Languages come under threat as demand falls

七月 12, 2002

At least 15 university language departments are under threat of closure or merger as fewer students opt for pure language degrees, the subject centre for languages, linguistics and areas studies has warned. In some departments staff numbers are down 75 per cent over the past three years.

The fall in recruitment to pure languages could jeopardise government plans to give every primary-school child the chance to learn a language because of a lack of language graduates to teach them, according to the centre.

The proposal to allow school students to drop languages at 14, announced in the 14-19 green paper, could further exacerbate the slide in the number of students opting to take languages degrees, feeding what may become a vicious circle of decline in pure-language learning at university.

Liz Ashurst, centre manager, said that if the closures continued, language learning "will become a bit like learning a musical instrument - a middle-class, add-on activity". She said: "This flies in the face of the government's widening-participation agenda."

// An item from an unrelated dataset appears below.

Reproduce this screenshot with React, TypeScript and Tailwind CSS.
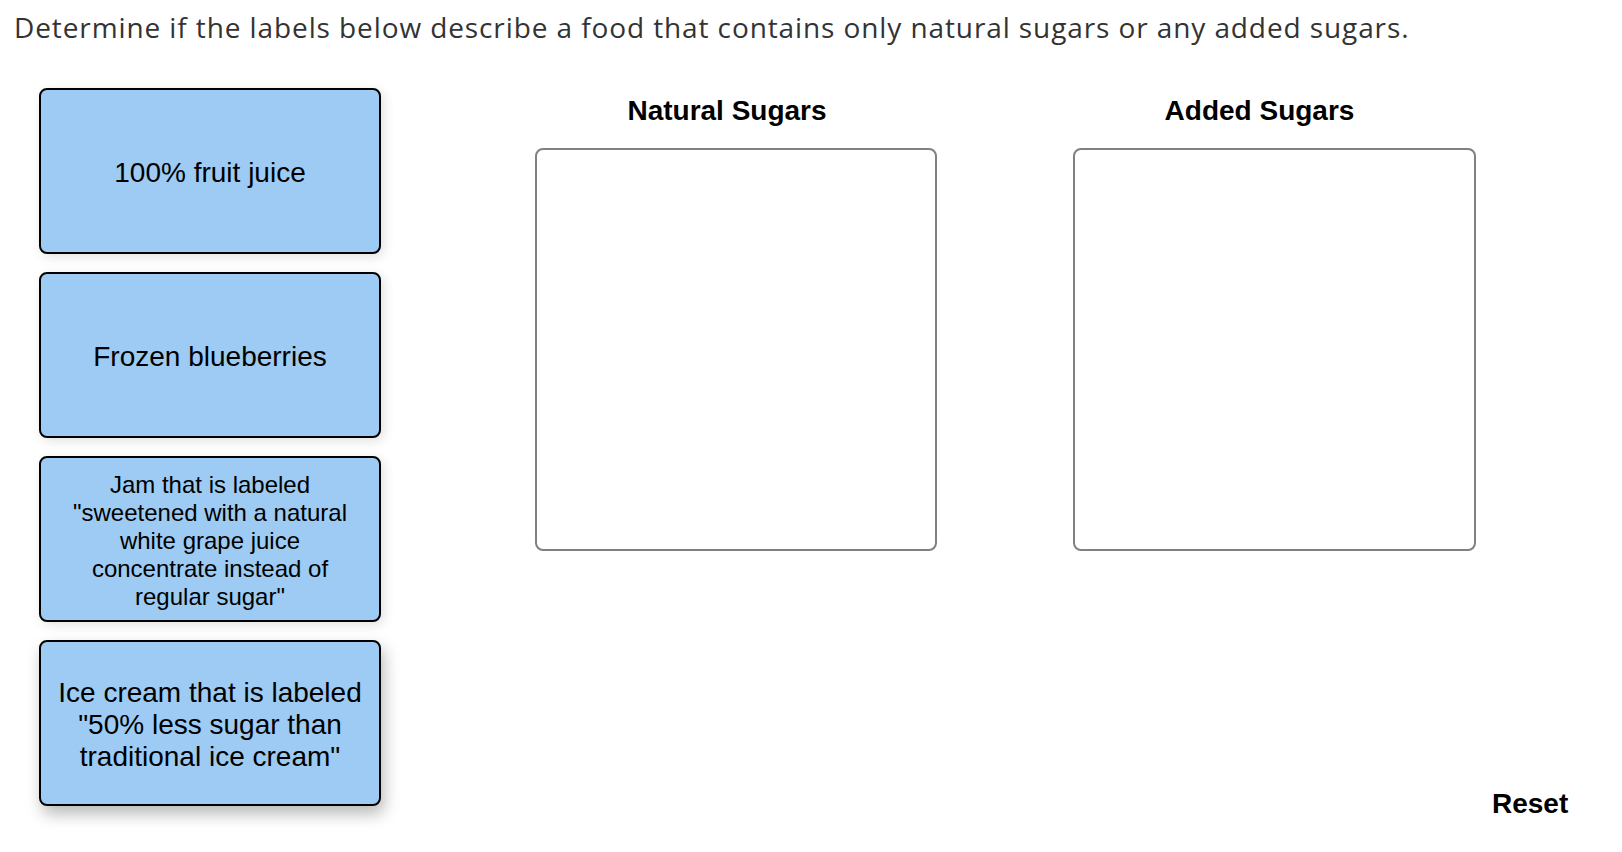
const items = [
  { label: '100% fruit juice', small: false },
  { label: 'Frozen blueberries', small: false },
  {
    label: 'Jam that is labeled "sweetened with a natural white grape juice concentrate instead of regular sugar"',
    small: true,
  },
  { label: 'Ice cream that is labeled "50% less sugar than traditional ice cream"', small: false },
];

const bins = [
  { title: 'Natural Sugars', pad: 'pr-[18px]', width: 'w-[402px]' },
  { title: 'Added Sugars', pad: 'pr-[30px]', width: 'w-[403px]' },
];

export default function App() {
  return (
    <div className="min-h-screen bg-white px-[14px] pt-[7px]">
      <p className="font-['Open_Sans',sans-serif] text-[28px] leading-[40px] tracking-[0.9px] text-[#333333]">
        Determine if the labels below describe a food that contains only natural sugars or any added sugars.
      </p>

      <div className="mt-[41px] flex items-start">
        <div className="ml-[25px] flex w-[342px] flex-col gap-[18px]">
          {items.map((item, i) => (
            <div
              key={i}
              className={`flex h-[166px] items-center justify-center rounded-lg border-2 border-black bg-[#9dcbf3] px-[16px] pt-[3px] text-center font-['Liberation_Sans',Arial,sans-serif] text-black ${
                item.small ? 'text-[24px] leading-[28px]' : 'text-[28px] leading-[32px]'
              } ${
                i === items.length - 1
                  ? 'shadow-[3px_8px_16px_rgba(0,0,0,0.28)]'
                  : 'shadow-[3px_3px_12px_rgba(0,0,0,0.12)]'
              }`}
            >
              {item.label}
            </div>
          ))}
        </div>

        <div className="ml-[154px] flex gap-[136px]">
          {bins.map((bin) => (
            <div key={bin.title} className="flex flex-col">
              <h3
                className={`mt-[7px] mb-[21px] text-center font-['Liberation_Sans',Arial,sans-serif] text-[28px] font-bold leading-[32px] text-black ${bin.pad}`}
              >
                {bin.title}
              </h3>
              <div className={`${bin.width} h-[403px] rounded-lg border-2 border-[#808080] bg-white`} />
            </div>
          ))}
        </div>

        <button className="ml-[16px] self-end -mb-[14px] font-['Liberation_Sans',Arial,sans-serif] text-[28px] font-bold leading-[32px] text-black">
          Reset
        </button>
      </div>
    </div>
  );
}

The centre, based at Southampton University, launched ten pilot projects last October to reverse the decline in demand. They include a virtual-Dutch department at University College London and a database for French supply teaching.

Progress reports on the projects, which will receive £480,000 from the Higher Education Funding Council for England's restructuring and collaboration fund over three years, were presented at a recent national languages conference, Setting the Agenda, held in Manchester.

The centre's "languages box", sponsored by the French Embassy and containing presentation materials, advice and a video, was mailed to universities this week.

The conference flagged up the decline in language learning as an international problem. Wolfgang Mackiewicz, president of the European Language Council, said that the European Union was created as a multilingual society and linguistic diversity was important to the EU for political as well as cultural reasons.

Overall, language provision in UK universities is buoyant because students on non-language degrees are taking language modules via institution-wide programmes.

The Nuffield Languages Programme is planning to fund a comprehensive mapping of the situation in universities.

• Hull University has postponed the closure of Dutch and Danish sections of the department of modern languages until September.

Reinier Salverda, president of the Association for Low Countries Studies in Great Britain and Ireland, had lobbied the university to reconsider the "drastic and destructive decision" on closure.